The relationship between Rey and Finn has similar problems to Padme and Anakin in “Episode II”; the romantic interest is portrayed only from the male perspective, but as it turns out, the woman was interested after all. Rey feels like a “Star Wars” character (the British lilt helps), but while Boyega’s performance is 180 degrees removed from the stiffness of the prequel performances, he presents another problem: Through his mannerisms and speech patterns, Finn seems like an American living in 2015. (Disney also showed a tendency to ground “Star Wars” in modern America in the novel “Aftermath.”) The clearest example is when Finn cockily tells Captain Phasma that he’s in charge now, and Han has to tell him to bring it down a notch.

While the prequels were sometimes criticized for being predictable – because we knew it would link up with “Episode IV” – “The Force Awakens” is much more predictable, even though it has the entirely clean, unencumbered slate that Disney created when it canceled the Expanded Universe.
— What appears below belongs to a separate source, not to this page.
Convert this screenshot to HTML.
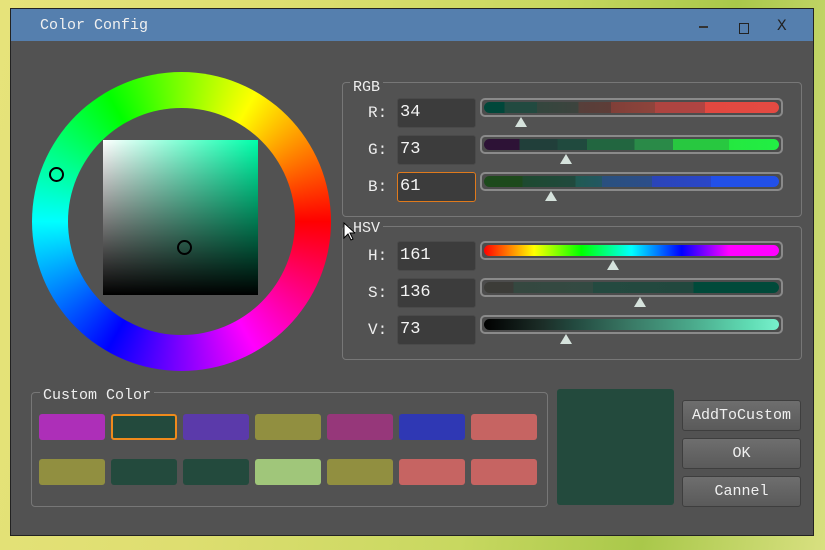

It uses that clean slate to repeat plot and character arcs we’ve already seen, and that cancels out the fact that it’s more technically competent than the CGI-heavy prequels. “The Force Awakens” is not embarrassingly bad, but it’s certainly not good or memorable. It’s by-the-numbers, play-it-safe, stick-with-what-works corporate filmmaking. And boy does it ever work — in terms of making money. Disney’s first “Star Wars” film is how creativity dies — with thunderous applause.